As The Guardian reports, scientists at England's Francis Crick Insitute and University College London "stumbled" upon a stretch of DNA that doesn't code for proteins — a "gene desert," as they're calling it, that strongly appears to be linked to IBD.

While it shares a similar name and set of symptoms with Irritable Bowel Syndrome (IBS), IBD is distinct in its severity and can be life-threatening if left untreated.

The two disorders do share one other major thing in common: nobody really knows what causes either. But with the discovery of this "gene desert," that may soon change for IBD.

As the Crick Institute researchers wrote in their paper, published this week in the journal Nature, the strange chromosomal weak spot that scientists found almost by accident appears only in white blood cells known as "macrophages," which release a chemical called cytokine that catalyzes the intestinal inflammation that characterizes IBD.

In an interview with the BBC, James Lee of the Crick Institute said that when looking into the weak spot, researchers found that the bit of genetic code they'd pinpointed acts as the "master regulator" of macrophage function, sitting "right at the top of the pyramid" and dictating what chemicals are released.

In people without IBD — and without the "gene desert" in question — that section of DNA releases white blood cells like normal, which attack bacteria when necessary and chill out otherwise. For those who have the inherited weak spot, however, the release of cytokines seems overactive, flooding the intestines with the inflammation-making chemicals.

"What we have found is one of the very central pathways that goes wrong when people get inflammatory bowel disease," Lee told The Guardian, "and this has been something of a holy grail."

Researchers also found, strikingly, that 95 percent of people with IBD had the same chromosomal weak spot, strongly suggesting that the two are related.

What's more, the Crick researchers also discovered that a class of anticancer drugs known as MEK inhibitors, which already exist and are used widely to block or kill cancer cells, were found to reduce inflammation in gut cells taken from IBD subjects.
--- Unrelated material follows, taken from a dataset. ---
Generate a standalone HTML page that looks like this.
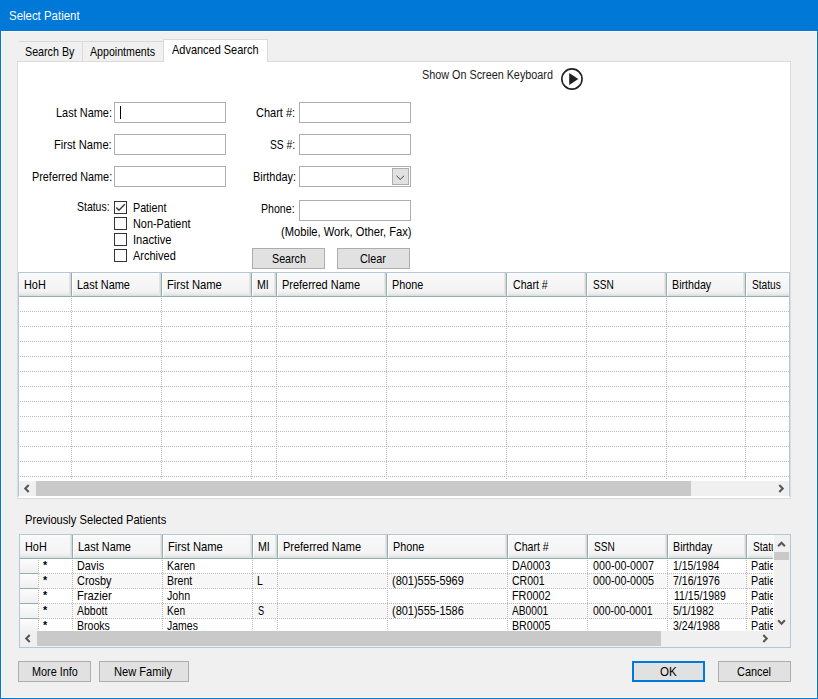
<!DOCTYPE html>
<html><head><meta charset="utf-8"><title>Select Patient</title><style>
*{box-sizing:border-box;margin:0;padding:0}
html,body{width:818px;height:699px;overflow:hidden;background:#f0f0f0}
body{position:relative;font-family:"Liberation Sans",sans-serif;font-size:13px;color:#000}
.a{position:absolute}
.t{position:absolute;white-space:nowrap;transform-origin:0 0}
.title{left:0;top:0;width:818px;height:31px;background:#0078d7}
.panel{left:17px;top:61px;width:774px;height:438px;background:#fff;border:1px solid #dcdcdc}
.tab{top:41px;height:20px;border:1px solid #d9d9d9;border-bottom:none;background:#f0f0f0}
.tab.sel{top:39px;height:23px;background:#fff}
.inp{height:21px;width:112px;background:#fff;border:1px solid #abadb3}
.cb{width:13px;height:13px;border:1px solid #333;background:#fff}
.btn{height:21px;background:#e1e1e1;border:1px solid #adadad}
.grid{position:absolute;background:#fff;border:1px solid #b4c7d9;overflow:hidden}
.hdr{position:absolute;left:0;top:0;height:24px;background:linear-gradient(#ffffff 0,#f8f8f8 10%,#f4f4f4 78%,#ebebeb 90%,#dadada 100%);border-bottom:1px solid #8fb0b0}
.hs{position:absolute;top:0;width:4px;height:23px;background:linear-gradient(90deg,#ebebeb,#d2d2d2 50%,#8fb0b0 50%,#8fb0b0 75%,#fff 75%)}
.vl{position:absolute;width:1px;background-image:linear-gradient(#b8b8b8 50%,transparent 50%);background-size:1px 2px}
.hl{position:absolute;height:1px;background-image:linear-gradient(90deg,#b8b8b8 50%,transparent 50%);background-size:2px 1px}
.sb{position:absolute;background:#f0f0f0}
.th{position:absolute;background:#c9c9c9}
.rh{position:absolute;left:0;width:18px;background:linear-gradient(#fdfdfd,#efefef);border-bottom:1px solid #8fb0b0}
</style></head><body>
<div class="a title"></div>
<div class="a" style="left:0;top:31px;width:1px;height:668px;background:#0078d7"></div>
<div class="a" style="left:817px;top:31px;width:1px;height:668px;background:#0078d7"></div>
<div class="a" style="left:0;top:698px;width:818px;height:1px;background:#0078d7"></div>
<div class="a" style="left:1px;top:31px;width:816px;height:667px;border:1px solid #faf6f0"></div>
<div class="t" style="left:8.95px;top:8.84px;font-size:12px;line-height:14px;transform:scaleX(0.9530);color:#fff;">Select Patient</div>
<div class="a panel"></div>
<div class="a tab" style="left:19px;width:64px;border-left:none"></div>
<div class="a tab" style="left:82px;width:82px"></div>
<div class="a tab sel" style="left:163px;width:105px"></div>
<div class="t" style="left:25.45px;top:44.00px;font-size:13px;line-height:15px;transform:scaleX(0.8235);">Search By</div>
<div class="t" style="left:90.45px;top:44.00px;font-size:13px;line-height:15px;transform:scaleX(0.8176);">Appointments</div>
<div class="t" style="left:172.35px;top:42.00px;font-size:13px;line-height:15px;transform:scaleX(0.8428);">Advanced Search</div>
<div class="t" style="left:422.45px;top:67.84px;font-size:12px;line-height:14px;transform:scaleX(0.9002);color:#1c1c1c;">Show On Screen Keyboard</div>
<svg class="a" style="left:560px;top:67px" width="24" height="24" viewBox="0 0 24 24"><circle cx="11.95" cy="12" r="10.1" fill="#fff" stroke="#231f20" stroke-width="1.6"/><path d="M9.2 5.9 L18.3 12 L9.2 18 Z" fill="#231f20"/></svg>
<div class="t" style="left:55.81px;top:105.00px;font-size:13px;line-height:15px;transform:scaleX(0.8418);">Last Name:</div>
<div class="t" style="left:54.09px;top:137.00px;font-size:13px;line-height:15px;transform:scaleX(0.8588);">First Name:</div>
<div class="t" style="left:31.92px;top:169.00px;font-size:13px;line-height:15px;transform:scaleX(0.8340);">Preferred Name:</div>
<div class="t" style="left:76.65px;top:199.00px;font-size:13px;line-height:15px;transform:scaleX(0.8054);">Status:</div>
<div class="t" style="left:256.35px;top:105.00px;font-size:13px;line-height:15px;transform:scaleX(0.8459);">Chart #:</div>
<div class="t" style="left:270.45px;top:137.00px;font-size:13px;line-height:15px;transform:scaleX(0.7921);">SS #:</div>
<div class="t" style="left:253.21px;top:169.00px;font-size:13px;line-height:15px;transform:scaleX(0.8392);">Birthday:</div>
<div class="t" style="left:260.93px;top:201.00px;font-size:13px;line-height:15px;transform:scaleX(0.8158);">Phone:</div>
<div class="a inp" style="left:114px;top:102px"></div>
<div class="a inp" style="left:114px;top:134px"></div>
<div class="a inp" style="left:114px;top:166px"></div>
<div class="a inp" style="left:299px;top:102px"></div>
<div class="a inp" style="left:299px;top:134px"></div>
<div class="a inp" style="left:299px;top:166px"></div>
<div class="a inp" style="left:299px;top:200px"></div>
<div class="a" style="left:120px;top:106px;width:1px;height:13px;background:#000"></div>
<div class="a" style="left:392px;top:168px;width:17px;height:17px;background:#e1e1e1;border:1px solid #adadad"></div>
<svg class="a" style="left:392px;top:168px" width="17" height="17" viewBox="0 0 17 17"><path d="M4.5 7.8 L8.25 11.5 L12 7.8" fill="none" stroke="#404040" stroke-width="1"/></svg>
<div class="t" style="left:280.55px;top:224.00px;font-size:13px;line-height:15px;transform:scaleX(0.8580);">(Mobile, Work, Other, Fax)</div>
<div class="a cb" style="left:114px;top:201px"></div>
<div class="a cb" style="left:114px;top:217px"></div>
<div class="a cb" style="left:114px;top:233px"></div>
<div class="a cb" style="left:114px;top:249px"></div>
<svg class="a" style="left:114px;top:201px" width="13" height="13" viewBox="0 0 13 13"><path d="M2.3 6.4 L4.95 9.2 L10.8 3.2" fill="none" stroke="#383838" stroke-width="1.4"/></svg>
<div class="t" style="left:133.02px;top:200.00px;font-size:13px;line-height:15px;transform:scaleX(0.8254);">Patient</div>
<div class="t" style="left:133.01px;top:216.00px;font-size:13px;line-height:15px;transform:scaleX(0.8378);">Non-Patient</div>
<div class="t" style="left:133.19px;top:232.00px;font-size:13px;line-height:15px;transform:scaleX(0.8584);">Inactive</div>
<div class="t" style="left:133.35px;top:248.00px;font-size:13px;line-height:15px;transform:scaleX(0.8461);">Archived</div>
<div class="a btn" style="left:252px;top:248px;width:73px"></div>
<div class="a btn" style="left:337px;top:248px;width:73px"></div>
<div class="t" style="left:271.55px;top:251.00px;font-size:13px;line-height:15px;transform:scaleX(0.8228);">Search</div>
<div class="t" style="left:360.05px;top:251.00px;font-size:13px;line-height:15px;transform:scaleX(0.8319);">Clear</div>
<div class="grid" style="left:18px;top:272px;width:772px;height:225px;border-bottom-color:#fff">
<div class="hdr" style="width:770px"></div>
<div class="hs" style="left:50px"></div>
<div class="hs" style="left:140px"></div>
<div class="hs" style="left:230px"></div>
<div class="hs" style="left:255px"></div>
<div class="hs" style="left:365px"></div>
<div class="hs" style="left:485px"></div>
<div class="hs" style="left:565px"></div>
<div class="hs" style="left:645px"></div>
<div class="hs" style="left:724px"></div>
<div class="hl" style="left:1px;top:38px;width:770px"></div>
<div class="hl" style="left:1px;top:53px;width:770px"></div>
<div class="hl" style="left:1px;top:68px;width:770px"></div>
<div class="hl" style="left:1px;top:83px;width:770px"></div>
<div class="hl" style="left:1px;top:98px;width:770px"></div>
<div class="hl" style="left:1px;top:113px;width:770px"></div>
<div class="hl" style="left:1px;top:128px;width:770px"></div>
<div class="hl" style="left:1px;top:143px;width:770px"></div>
<div class="hl" style="left:1px;top:158px;width:770px"></div>
<div class="hl" style="left:1px;top:173px;width:770px"></div>
<div class="hl" style="left:1px;top:188px;width:770px"></div>
<div class="hl" style="left:1px;top:203px;width:770px"></div>
<div class="vl" style="left:52px;top:25px;height:181px"></div>
<div class="vl" style="left:142px;top:25px;height:181px"></div>
<div class="vl" style="left:232px;top:25px;height:181px"></div>
<div class="vl" style="left:257px;top:25px;height:181px"></div>
<div class="vl" style="left:367px;top:25px;height:181px"></div>
<div class="vl" style="left:487px;top:25px;height:181px"></div>
<div class="vl" style="left:567px;top:25px;height:181px"></div>
<div class="vl" style="left:647px;top:25px;height:181px"></div>
<div class="vl" style="left:726px;top:25px;height:181px"></div>
<div class="sb" style="left:0;top:208px;width:770px;height:15px"></div>
<div class="th" style="left:17px;top:208px;width:655px;height:15px"></div>
</div>
<div class="t" style="left:23.81px;top:277.00px;font-size:13px;line-height:15px;transform:scaleX(0.8368);">HoH</div>
<div class="t" style="left:76.71px;top:277.00px;font-size:13px;line-height:15px;transform:scaleX(0.8421);">Last Name</div>
<div class="t" style="left:166.99px;top:277.00px;font-size:13px;line-height:15px;transform:scaleX(0.8632);">First Name</div>
<div class="t" style="left:257.03px;top:277.00px;font-size:13px;line-height:15px;transform:scaleX(0.8185);">MI</div>
<div class="t" style="left:281.71px;top:277.00px;font-size:13px;line-height:15px;transform:scaleX(0.8438);">Preferred Name</div>
<div class="t" style="left:391.52px;top:277.00px;font-size:13px;line-height:15px;transform:scaleX(0.8333);">Phone</div>
<div class="t" style="left:512.65px;top:277.00px;font-size:13px;line-height:15px;transform:scaleX(0.8133);">Chart #</div>
<div class="t" style="left:592.85px;top:277.00px;font-size:13px;line-height:15px;transform:scaleX(0.7782);">SSN</div>
<div class="t" style="left:671.83px;top:277.00px;font-size:13px;line-height:15px;transform:scaleX(0.8222);">Birthday</div>
<div class="t" style="left:751.85px;top:277.00px;font-size:13px;line-height:15px;transform:scaleX(0.7817);">Status</div>
<svg class="a" style="left:0;top:0;overflow:visible" width="1" height="1"><path d="M28.7 485.1 L25.3 488.5 L28.7 491.9" fill="none" stroke="#585858" stroke-width="2.1"/></svg>
<svg class="a" style="left:0;top:0;overflow:visible" width="1" height="1"><path d="M779.3 485.1 L782.7 488.5 L779.3 491.9" fill="none" stroke="#585858" stroke-width="2.1"/></svg>
<div class="t" style="left:24.69px;top:512.00px;font-size:13px;line-height:15px;transform:scaleX(0.8572);">Previously Selected Patients</div>
<div class="grid" style="left:19px;top:534px;width:772px;height:114px;">
<div class="hdr" style="width:770px"></div>
<div class="hs" style="left:50px"></div>
<div class="hs" style="left:140px"></div>
<div class="hs" style="left:230px"></div>
<div class="hs" style="left:255px"></div>
<div class="hs" style="left:365px"></div>
<div class="hs" style="left:485px"></div>
<div class="hs" style="left:565px"></div>
<div class="hs" style="left:645px"></div>
<div class="hs" style="left:724px"></div>
<div class="rh" style="top:24px;height:15px"></div>
<div class="hl" style="left:19px;top:38px;width:770px"></div>
<div class="a" style="left:19px;top:39px;width:770px;height:14px;background:#f7f7f7"></div>
<div class="rh" style="top:39px;height:15px"></div>
<div class="hl" style="left:19px;top:53px;width:770px"></div>
<div class="rh" style="top:54px;height:15px"></div>
<div class="hl" style="left:19px;top:68px;width:770px"></div>
<div class="a" style="left:19px;top:69px;width:770px;height:14px;background:#f7f7f7"></div>
<div class="rh" style="top:69px;height:15px"></div>
<div class="hl" style="left:19px;top:83px;width:770px"></div>
<div class="rh" style="top:84px;height:15px"></div>
<div class="hl" style="left:19px;top:98px;width:770px"></div>
<div class="vl" style="left:18px;top:25px;height:69px"></div>
<div class="vl" style="left:52px;top:25px;height:69px"></div>
<div class="vl" style="left:142px;top:25px;height:69px"></div>
<div class="vl" style="left:232px;top:25px;height:69px"></div>
<div class="vl" style="left:257px;top:25px;height:69px"></div>
<div class="vl" style="left:367px;top:25px;height:69px"></div>
<div class="vl" style="left:487px;top:25px;height:69px"></div>
<div class="vl" style="left:567px;top:25px;height:69px"></div>
<div class="vl" style="left:647px;top:25px;height:69px"></div>
<div class="vl" style="left:726px;top:25px;height:69px"></div>
<div class="sb" style="left:0;top:96px;width:770px;height:16px"></div>
<div class="th" style="left:17px;top:96px;width:624px;height:15px"></div>
<div class="a" style="left:753px;top:0;width:1px;height:96px;background:#fff"></div>
<div class="sb" style="left:754px;top:0;width:16px;height:112px"></div>
<div class="th" style="left:754px;top:17px;width:15px;height:8px"></div>
</div>
<div class="a" style="left:0;top:0;width:773px;height:699px;overflow:hidden">
<div class="t" style="left:24.81px;top:539.00px;font-size:13px;line-height:15px;transform:scaleX(0.8368);">HoH</div>
<div class="t" style="left:77.71px;top:539.00px;font-size:13px;line-height:15px;transform:scaleX(0.8421);">Last Name</div>
<div class="t" style="left:167.99px;top:539.00px;font-size:13px;line-height:15px;transform:scaleX(0.8632);">First Name</div>
<div class="t" style="left:258.03px;top:539.00px;font-size:13px;line-height:15px;transform:scaleX(0.8185);">MI</div>
<div class="t" style="left:282.71px;top:539.00px;font-size:13px;line-height:15px;transform:scaleX(0.8438);">Preferred Name</div>
<div class="t" style="left:392.52px;top:539.00px;font-size:13px;line-height:15px;transform:scaleX(0.8333);">Phone</div>
<div class="t" style="left:513.65px;top:539.00px;font-size:13px;line-height:15px;transform:scaleX(0.8133);">Chart #</div>
<div class="t" style="left:593.85px;top:539.00px;font-size:13px;line-height:15px;transform:scaleX(0.7782);">SSN</div>
<div class="t" style="left:672.83px;top:539.00px;font-size:13px;line-height:15px;transform:scaleX(0.8222);">Birthday</div>
<div class="t" style="left:752.85px;top:539.00px;font-size:13px;line-height:15px;transform:scaleX(0.7817);">Status</div>
</div>
<div class="a" style="left:0;top:0;width:773px;height:631px;overflow:hidden">
<div class="t" style="left:77.22px;top:558.00px;font-size:13px;line-height:15px;transform:scaleX(0.8342);">Davis</div>
<div class="t" style="left:167.24px;top:558.00px;font-size:13px;line-height:15px;transform:scaleX(0.8099);">Karen</div>
<div class="t" style="left:512.33px;top:558.00px;font-size:13px;line-height:15px;transform:scaleX(0.8175);">DA0003</div>
<div class="t" style="left:592.55px;top:558.00px;font-size:13px;line-height:15px;transform:scaleX(0.8259);">000-00-0007</div>
<div class="t" style="left:673.25px;top:558.00px;font-size:13px;line-height:15px;transform:scaleX(0.7986);">1/15/1984</div>
<div class="t" style="left:751.42px;top:558.00px;font-size:13px;line-height:15px;transform:scaleX(0.8254);">Patient</div>
<div class="t" style="left:43.25px;top:560.33px;font-size:10px;line-height:12px;transform:scaleX(1.0750);font-weight:bold;">*</div>
<div class="t" style="left:77.05px;top:573.00px;font-size:13px;line-height:15px;transform:scaleX(0.8398);">Crosby</div>
<div class="t" style="left:167.24px;top:573.00px;font-size:13px;line-height:15px;transform:scaleX(0.8109);">Brent</div>
<div class="t" style="left:257.23px;top:573.00px;font-size:13px;line-height:15px;transform:scaleX(0.8167);">L</div>
<div class="t" style="left:391.85px;top:573.00px;font-size:13px;line-height:15px;transform:scaleX(0.8418);">(801)555-5969</div>
<div class="t" style="left:512.35px;top:573.00px;font-size:13px;line-height:15px;transform:scaleX(0.8077);">CR001</div>
<div class="t" style="left:592.55px;top:573.00px;font-size:13px;line-height:15px;transform:scaleX(0.8259);">000-00-0005</div>
<div class="t" style="left:672.55px;top:573.00px;font-size:13px;line-height:15px;transform:scaleX(0.8107);">7/16/1976</div>
<div class="t" style="left:751.42px;top:573.00px;font-size:13px;line-height:15px;transform:scaleX(0.8254);">Patient</div>
<div class="t" style="left:43.25px;top:575.33px;font-size:10px;line-height:12px;transform:scaleX(1.0750);font-weight:bold;">*</div>
<div class="t" style="left:77.19px;top:588.00px;font-size:13px;line-height:15px;transform:scaleX(0.8600);">Frazier</div>
<div class="t" style="left:167.35px;top:588.00px;font-size:13px;line-height:15px;transform:scaleX(0.8190);">John</div>
<div class="t" style="left:512.32px;top:588.00px;font-size:13px;line-height:15px;transform:scaleX(0.8308);">FR0002</div>
<div class="t" style="left:673.75px;top:588.00px;font-size:13px;line-height:15px;transform:scaleX(0.8079);">11/15/1989</div>
<div class="t" style="left:751.42px;top:588.00px;font-size:13px;line-height:15px;transform:scaleX(0.8254);">Patient</div>
<div class="t" style="left:43.25px;top:590.33px;font-size:10px;line-height:12px;transform:scaleX(1.0750);font-weight:bold;">*</div>
<div class="t" style="left:77.05px;top:603.00px;font-size:13px;line-height:15px;transform:scaleX(0.8058);">Abbott</div>
<div class="t" style="left:167.27px;top:603.00px;font-size:13px;line-height:15px;transform:scaleX(0.7808);">Ken</div>
<div class="t" style="left:257.75px;top:603.00px;font-size:13px;line-height:15px;transform:scaleX(0.7111);">S</div>
<div class="t" style="left:391.85px;top:603.00px;font-size:13px;line-height:15px;transform:scaleX(0.8418);">(801)555-1586</div>
<div class="t" style="left:511.95px;top:603.00px;font-size:13px;line-height:15px;transform:scaleX(0.7842);">AB0001</div>
<div class="t" style="left:592.55px;top:603.00px;font-size:13px;line-height:15px;transform:scaleX(0.8082);">000-00-0001</div>
<div class="t" style="left:672.55px;top:603.00px;font-size:13px;line-height:15px;transform:scaleX(0.8060);">5/1/1982</div>
<div class="t" style="left:751.42px;top:603.00px;font-size:13px;line-height:15px;transform:scaleX(0.8254);">Patient</div>
<div class="t" style="left:43.25px;top:605.33px;font-size:10px;line-height:12px;transform:scaleX(1.0750);font-weight:bold;">*</div>
<div class="t" style="left:77.24px;top:618.00px;font-size:13px;line-height:15px;transform:scaleX(0.8133);">Brooks</div>
<div class="t" style="left:167.35px;top:618.00px;font-size:13px;line-height:15px;transform:scaleX(0.8069);">James</div>
<div class="t" style="left:512.33px;top:618.00px;font-size:13px;line-height:15px;transform:scaleX(0.8175);">BR0005</div>
<div class="t" style="left:672.55px;top:618.00px;font-size:13px;line-height:15px;transform:scaleX(0.8107);">3/24/1988</div>
<div class="t" style="left:751.42px;top:618.00px;font-size:13px;line-height:15px;transform:scaleX(0.8254);">Patient</div>
<div class="t" style="left:43.25px;top:620.33px;font-size:10px;line-height:12px;transform:scaleX(1.0750);font-weight:bold;">*</div>
</div>
<svg class="a" style="left:0;top:0;overflow:visible" width="1" height="1"><path d="M29.7 635.1 L26.3 638.5 L29.7 641.9" fill="none" stroke="#585858" stroke-width="2.1"/></svg>
<svg class="a" style="left:0;top:0;overflow:visible" width="1" height="1"><path d="M763.3 635.1 L766.7 638.5 L763.3 641.9" fill="none" stroke="#585858" stroke-width="2.1"/></svg>
<svg class="a" style="left:0;top:0;overflow:visible" width="1" height="1"><path d="M778.1 546.2 L781.5 542.8 L784.9 546.2" fill="none" stroke="#585858" stroke-width="2.1"/></svg>
<svg class="a" style="left:0;top:0;overflow:visible" width="1" height="1"><path d="M778.1 620.3 L781.5 623.7 L784.9 620.3" fill="none" stroke="#585858" stroke-width="2.1"/></svg>
<div class="a btn" style="left:18px;top:661px;width:73px"></div>
<div class="a btn" style="left:99px;top:661px;width:90px"></div>
<div class="a btn" style="left:632px;top:661px;width:73px;border:2px solid #0078d7"></div>
<div class="a btn" style="left:718px;top:661px;width:73px"></div>
<div class="t" style="left:31.92px;top:664.00px;font-size:13px;line-height:15px;transform:scaleX(0.8345);">More Info</div>
<div class="t" style="left:113.90px;top:664.00px;font-size:13px;line-height:15px;transform:scaleX(0.8547);">New Family</div>
<div class="t" style="left:660.15px;top:664.00px;font-size:13px;line-height:15px;transform:scaleX(0.8895);">OK</div>
<div class="t" style="left:737.05px;top:664.00px;font-size:13px;line-height:15px;transform:scaleX(0.8404);">Cancel</div>
</body></html>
Further study will be needed until they can be used safely — and because white blood cells play an important part in bacterial response, scientists don't want to completely knock them out.

Still, the one-two punch of discovering this potential genetic smoking gun and a potential way to reduce the worst symptoms of IBD and other inflammation-related immunological disorders constitutes a massive set of discoveries — and could, down the line, improve the quality of life for the estimated 10 million people who suffer from this common and debilitating illness around the world.